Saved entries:

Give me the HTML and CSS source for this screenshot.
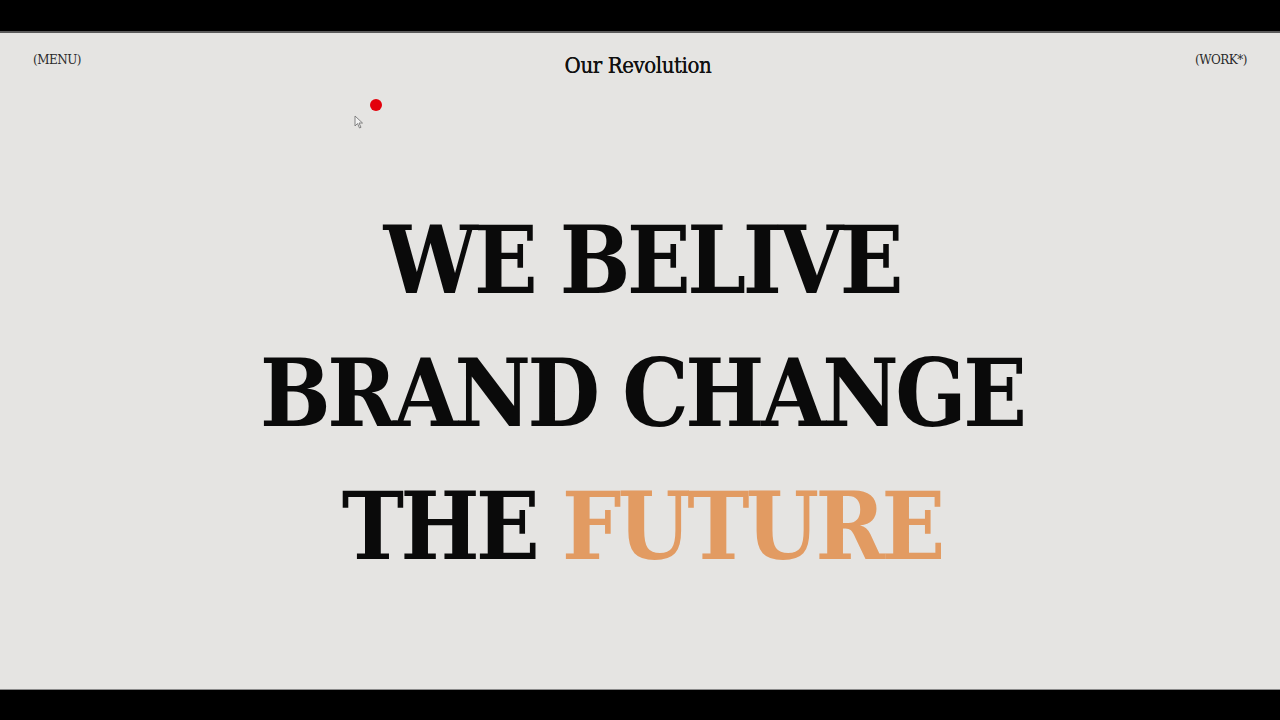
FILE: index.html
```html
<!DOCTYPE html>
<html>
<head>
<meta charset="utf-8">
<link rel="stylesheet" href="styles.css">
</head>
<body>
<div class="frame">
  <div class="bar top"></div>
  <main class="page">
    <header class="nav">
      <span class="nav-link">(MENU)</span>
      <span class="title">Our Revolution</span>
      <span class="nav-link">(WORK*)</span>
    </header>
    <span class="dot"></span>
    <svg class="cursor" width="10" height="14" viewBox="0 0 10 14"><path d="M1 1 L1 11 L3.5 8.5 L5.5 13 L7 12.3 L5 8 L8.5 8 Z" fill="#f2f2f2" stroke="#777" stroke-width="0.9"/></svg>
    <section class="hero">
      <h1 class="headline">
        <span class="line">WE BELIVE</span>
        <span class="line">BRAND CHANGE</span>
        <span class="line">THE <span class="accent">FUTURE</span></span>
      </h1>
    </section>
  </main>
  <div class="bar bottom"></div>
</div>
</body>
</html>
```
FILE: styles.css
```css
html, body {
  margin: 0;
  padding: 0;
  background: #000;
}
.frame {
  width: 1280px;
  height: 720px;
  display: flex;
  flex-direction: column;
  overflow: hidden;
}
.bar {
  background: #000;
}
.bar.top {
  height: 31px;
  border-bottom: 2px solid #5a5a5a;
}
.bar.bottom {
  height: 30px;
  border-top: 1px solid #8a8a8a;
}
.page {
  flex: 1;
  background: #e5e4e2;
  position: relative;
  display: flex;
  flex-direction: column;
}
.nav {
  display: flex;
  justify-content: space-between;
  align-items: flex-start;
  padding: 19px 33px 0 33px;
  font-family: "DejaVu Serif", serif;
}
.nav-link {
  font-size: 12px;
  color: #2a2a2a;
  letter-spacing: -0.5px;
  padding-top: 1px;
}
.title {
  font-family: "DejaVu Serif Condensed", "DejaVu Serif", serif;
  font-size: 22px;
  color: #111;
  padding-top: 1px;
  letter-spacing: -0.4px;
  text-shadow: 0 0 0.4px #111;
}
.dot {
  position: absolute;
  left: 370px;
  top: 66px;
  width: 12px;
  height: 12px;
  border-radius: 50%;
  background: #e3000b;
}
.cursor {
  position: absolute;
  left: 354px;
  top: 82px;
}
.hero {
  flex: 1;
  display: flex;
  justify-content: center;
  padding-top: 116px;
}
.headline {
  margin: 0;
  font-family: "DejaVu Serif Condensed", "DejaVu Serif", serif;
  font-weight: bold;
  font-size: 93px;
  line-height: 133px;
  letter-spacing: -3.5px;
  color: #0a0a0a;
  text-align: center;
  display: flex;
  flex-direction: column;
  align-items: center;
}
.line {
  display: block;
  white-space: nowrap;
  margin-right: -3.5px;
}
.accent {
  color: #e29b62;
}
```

...

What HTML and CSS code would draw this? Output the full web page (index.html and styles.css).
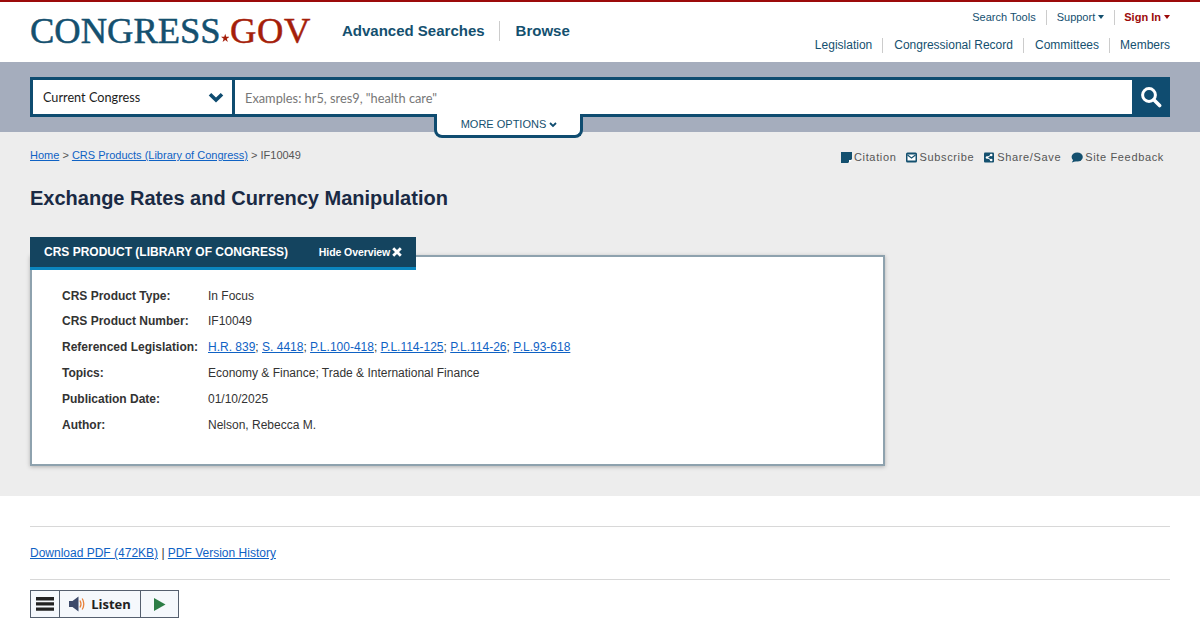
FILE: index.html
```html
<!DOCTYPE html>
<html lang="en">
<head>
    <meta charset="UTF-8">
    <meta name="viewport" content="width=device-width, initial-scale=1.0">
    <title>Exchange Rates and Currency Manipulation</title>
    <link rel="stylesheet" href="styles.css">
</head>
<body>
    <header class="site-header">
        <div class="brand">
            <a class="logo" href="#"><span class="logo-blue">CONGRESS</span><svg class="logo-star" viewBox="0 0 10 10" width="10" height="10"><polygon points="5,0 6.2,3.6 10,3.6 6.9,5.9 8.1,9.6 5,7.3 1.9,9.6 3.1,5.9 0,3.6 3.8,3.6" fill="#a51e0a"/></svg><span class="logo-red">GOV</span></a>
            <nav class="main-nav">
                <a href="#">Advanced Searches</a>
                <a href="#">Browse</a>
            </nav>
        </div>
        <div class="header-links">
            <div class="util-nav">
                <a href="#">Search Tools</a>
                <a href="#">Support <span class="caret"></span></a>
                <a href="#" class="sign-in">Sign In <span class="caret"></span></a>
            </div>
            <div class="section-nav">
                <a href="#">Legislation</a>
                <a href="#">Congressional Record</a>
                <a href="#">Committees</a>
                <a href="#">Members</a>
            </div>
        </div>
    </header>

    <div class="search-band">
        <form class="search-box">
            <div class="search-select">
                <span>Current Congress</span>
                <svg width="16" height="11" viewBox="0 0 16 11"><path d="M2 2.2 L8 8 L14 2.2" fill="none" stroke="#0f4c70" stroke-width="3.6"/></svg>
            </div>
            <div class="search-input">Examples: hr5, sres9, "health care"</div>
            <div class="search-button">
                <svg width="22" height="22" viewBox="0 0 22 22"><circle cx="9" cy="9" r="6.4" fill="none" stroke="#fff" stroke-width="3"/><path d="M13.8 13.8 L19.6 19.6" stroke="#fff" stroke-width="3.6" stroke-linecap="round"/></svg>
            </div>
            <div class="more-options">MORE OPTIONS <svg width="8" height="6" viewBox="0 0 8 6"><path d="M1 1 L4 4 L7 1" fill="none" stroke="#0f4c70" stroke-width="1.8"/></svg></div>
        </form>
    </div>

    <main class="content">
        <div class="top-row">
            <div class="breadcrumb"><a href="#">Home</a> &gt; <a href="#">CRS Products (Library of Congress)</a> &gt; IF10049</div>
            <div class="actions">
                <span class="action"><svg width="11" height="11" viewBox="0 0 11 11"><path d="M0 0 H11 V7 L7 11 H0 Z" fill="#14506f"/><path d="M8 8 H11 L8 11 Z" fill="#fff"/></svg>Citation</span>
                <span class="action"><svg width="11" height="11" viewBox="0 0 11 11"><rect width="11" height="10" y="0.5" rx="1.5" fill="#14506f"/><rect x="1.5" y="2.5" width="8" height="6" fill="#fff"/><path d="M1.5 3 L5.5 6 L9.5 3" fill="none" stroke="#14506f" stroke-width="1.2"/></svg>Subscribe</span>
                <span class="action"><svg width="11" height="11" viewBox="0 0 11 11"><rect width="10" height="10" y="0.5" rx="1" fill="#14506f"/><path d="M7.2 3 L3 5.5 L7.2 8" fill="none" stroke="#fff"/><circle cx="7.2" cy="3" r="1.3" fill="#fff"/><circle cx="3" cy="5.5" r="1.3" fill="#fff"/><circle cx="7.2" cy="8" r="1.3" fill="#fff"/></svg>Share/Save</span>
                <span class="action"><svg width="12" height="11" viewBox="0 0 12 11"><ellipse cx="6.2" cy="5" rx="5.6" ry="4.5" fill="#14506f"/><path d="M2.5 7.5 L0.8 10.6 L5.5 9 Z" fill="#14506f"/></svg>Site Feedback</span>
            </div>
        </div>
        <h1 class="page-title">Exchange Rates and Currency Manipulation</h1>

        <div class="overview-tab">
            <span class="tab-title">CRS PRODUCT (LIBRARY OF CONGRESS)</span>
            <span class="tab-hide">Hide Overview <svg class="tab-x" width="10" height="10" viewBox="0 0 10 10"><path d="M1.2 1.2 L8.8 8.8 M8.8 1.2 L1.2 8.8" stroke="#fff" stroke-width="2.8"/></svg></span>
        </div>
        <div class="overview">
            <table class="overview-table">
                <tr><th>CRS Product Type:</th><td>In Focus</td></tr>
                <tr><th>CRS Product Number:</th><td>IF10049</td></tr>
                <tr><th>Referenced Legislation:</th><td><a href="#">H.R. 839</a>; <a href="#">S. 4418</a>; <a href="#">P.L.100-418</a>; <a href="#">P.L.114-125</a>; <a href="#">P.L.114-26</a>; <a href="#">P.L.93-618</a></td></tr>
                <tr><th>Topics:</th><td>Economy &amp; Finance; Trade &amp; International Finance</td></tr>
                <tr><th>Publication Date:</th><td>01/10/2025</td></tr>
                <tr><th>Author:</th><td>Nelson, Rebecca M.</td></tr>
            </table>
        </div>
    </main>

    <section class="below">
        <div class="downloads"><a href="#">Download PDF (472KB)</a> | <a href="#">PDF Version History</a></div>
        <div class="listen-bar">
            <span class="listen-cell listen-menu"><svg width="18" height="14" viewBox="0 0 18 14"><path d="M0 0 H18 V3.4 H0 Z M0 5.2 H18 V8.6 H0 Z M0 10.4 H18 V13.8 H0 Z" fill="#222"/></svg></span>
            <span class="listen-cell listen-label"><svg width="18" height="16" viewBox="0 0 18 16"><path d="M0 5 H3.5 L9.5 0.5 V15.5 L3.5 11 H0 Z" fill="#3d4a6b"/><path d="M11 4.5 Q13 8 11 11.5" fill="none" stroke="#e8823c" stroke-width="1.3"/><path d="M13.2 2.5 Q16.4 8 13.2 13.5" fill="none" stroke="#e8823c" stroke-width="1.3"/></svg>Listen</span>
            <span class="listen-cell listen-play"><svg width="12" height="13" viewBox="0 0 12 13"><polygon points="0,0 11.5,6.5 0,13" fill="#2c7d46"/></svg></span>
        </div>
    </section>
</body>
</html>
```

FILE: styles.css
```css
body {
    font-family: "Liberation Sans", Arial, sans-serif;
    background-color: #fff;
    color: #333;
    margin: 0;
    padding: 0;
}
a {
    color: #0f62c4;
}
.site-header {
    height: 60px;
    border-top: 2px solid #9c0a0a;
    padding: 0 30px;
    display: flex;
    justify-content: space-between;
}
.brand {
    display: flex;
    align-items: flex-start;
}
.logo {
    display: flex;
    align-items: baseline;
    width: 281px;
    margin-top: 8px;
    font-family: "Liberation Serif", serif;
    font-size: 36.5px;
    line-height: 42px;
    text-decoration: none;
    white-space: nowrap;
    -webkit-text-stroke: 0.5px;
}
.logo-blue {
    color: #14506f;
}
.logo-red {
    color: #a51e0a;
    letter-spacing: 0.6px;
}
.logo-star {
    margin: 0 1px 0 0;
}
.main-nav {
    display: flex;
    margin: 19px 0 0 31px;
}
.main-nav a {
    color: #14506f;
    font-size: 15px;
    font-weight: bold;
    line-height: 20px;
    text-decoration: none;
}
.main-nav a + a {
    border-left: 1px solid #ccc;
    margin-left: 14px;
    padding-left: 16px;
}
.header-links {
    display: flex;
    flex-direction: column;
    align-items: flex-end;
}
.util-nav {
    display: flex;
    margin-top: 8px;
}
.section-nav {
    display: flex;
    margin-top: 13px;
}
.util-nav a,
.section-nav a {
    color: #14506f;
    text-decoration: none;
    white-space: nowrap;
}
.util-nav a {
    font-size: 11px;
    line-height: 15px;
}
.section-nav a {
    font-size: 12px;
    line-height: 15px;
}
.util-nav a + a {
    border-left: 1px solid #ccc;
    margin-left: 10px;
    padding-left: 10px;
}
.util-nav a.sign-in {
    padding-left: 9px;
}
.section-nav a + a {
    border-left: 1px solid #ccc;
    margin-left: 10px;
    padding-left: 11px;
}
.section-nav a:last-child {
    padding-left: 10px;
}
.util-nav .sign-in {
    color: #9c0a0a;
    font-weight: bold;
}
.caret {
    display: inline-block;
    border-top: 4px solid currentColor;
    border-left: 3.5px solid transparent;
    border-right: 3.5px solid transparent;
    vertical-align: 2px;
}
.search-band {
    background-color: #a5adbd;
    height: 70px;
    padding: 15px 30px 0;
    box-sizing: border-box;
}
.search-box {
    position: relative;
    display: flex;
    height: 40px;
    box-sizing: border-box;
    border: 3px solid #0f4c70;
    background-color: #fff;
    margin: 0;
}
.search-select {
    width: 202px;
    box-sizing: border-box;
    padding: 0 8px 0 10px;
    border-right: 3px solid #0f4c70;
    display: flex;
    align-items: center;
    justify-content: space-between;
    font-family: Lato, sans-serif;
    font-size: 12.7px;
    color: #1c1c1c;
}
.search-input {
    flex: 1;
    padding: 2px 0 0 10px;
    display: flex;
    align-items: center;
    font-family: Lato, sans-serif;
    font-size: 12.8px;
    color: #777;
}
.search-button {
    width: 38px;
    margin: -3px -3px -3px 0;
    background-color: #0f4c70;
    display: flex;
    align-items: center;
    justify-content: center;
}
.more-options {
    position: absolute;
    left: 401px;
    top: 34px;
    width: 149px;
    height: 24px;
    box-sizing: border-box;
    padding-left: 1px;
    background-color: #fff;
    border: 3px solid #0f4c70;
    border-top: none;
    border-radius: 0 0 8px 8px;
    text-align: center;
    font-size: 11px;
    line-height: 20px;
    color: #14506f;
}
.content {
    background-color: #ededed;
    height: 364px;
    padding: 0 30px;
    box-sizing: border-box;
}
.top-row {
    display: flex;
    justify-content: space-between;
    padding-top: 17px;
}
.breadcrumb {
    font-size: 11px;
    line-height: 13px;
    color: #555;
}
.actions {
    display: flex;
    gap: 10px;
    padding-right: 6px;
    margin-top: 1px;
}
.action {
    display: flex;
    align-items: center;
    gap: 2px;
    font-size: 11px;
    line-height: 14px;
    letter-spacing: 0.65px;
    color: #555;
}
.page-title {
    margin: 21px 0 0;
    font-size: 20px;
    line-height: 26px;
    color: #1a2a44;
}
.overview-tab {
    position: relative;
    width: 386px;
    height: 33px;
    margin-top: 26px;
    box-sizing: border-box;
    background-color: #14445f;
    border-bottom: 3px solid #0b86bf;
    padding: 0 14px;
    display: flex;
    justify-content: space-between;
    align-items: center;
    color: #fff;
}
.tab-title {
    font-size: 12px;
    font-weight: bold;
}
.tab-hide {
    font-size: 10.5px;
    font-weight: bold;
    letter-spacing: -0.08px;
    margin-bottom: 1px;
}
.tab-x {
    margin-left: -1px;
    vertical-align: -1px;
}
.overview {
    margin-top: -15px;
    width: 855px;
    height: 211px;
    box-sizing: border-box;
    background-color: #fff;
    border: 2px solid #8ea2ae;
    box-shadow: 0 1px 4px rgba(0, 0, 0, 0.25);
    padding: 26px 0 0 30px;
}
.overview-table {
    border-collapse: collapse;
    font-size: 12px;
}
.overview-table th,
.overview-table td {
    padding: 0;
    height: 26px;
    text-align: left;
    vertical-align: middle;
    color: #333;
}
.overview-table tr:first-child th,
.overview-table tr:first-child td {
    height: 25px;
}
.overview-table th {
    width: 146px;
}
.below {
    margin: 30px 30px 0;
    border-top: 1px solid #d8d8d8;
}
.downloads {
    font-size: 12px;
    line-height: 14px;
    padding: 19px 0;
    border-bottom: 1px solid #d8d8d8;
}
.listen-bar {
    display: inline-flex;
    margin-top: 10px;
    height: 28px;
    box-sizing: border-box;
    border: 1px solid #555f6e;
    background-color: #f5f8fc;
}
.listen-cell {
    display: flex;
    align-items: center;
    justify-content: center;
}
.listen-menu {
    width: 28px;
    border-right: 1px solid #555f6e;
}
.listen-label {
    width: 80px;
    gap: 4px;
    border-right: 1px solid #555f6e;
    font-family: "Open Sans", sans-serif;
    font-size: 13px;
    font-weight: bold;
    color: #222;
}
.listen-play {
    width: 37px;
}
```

→ **Exercise task**
Only the number is needed here: how many lines of the records contain "this"?

→ **Task output**
2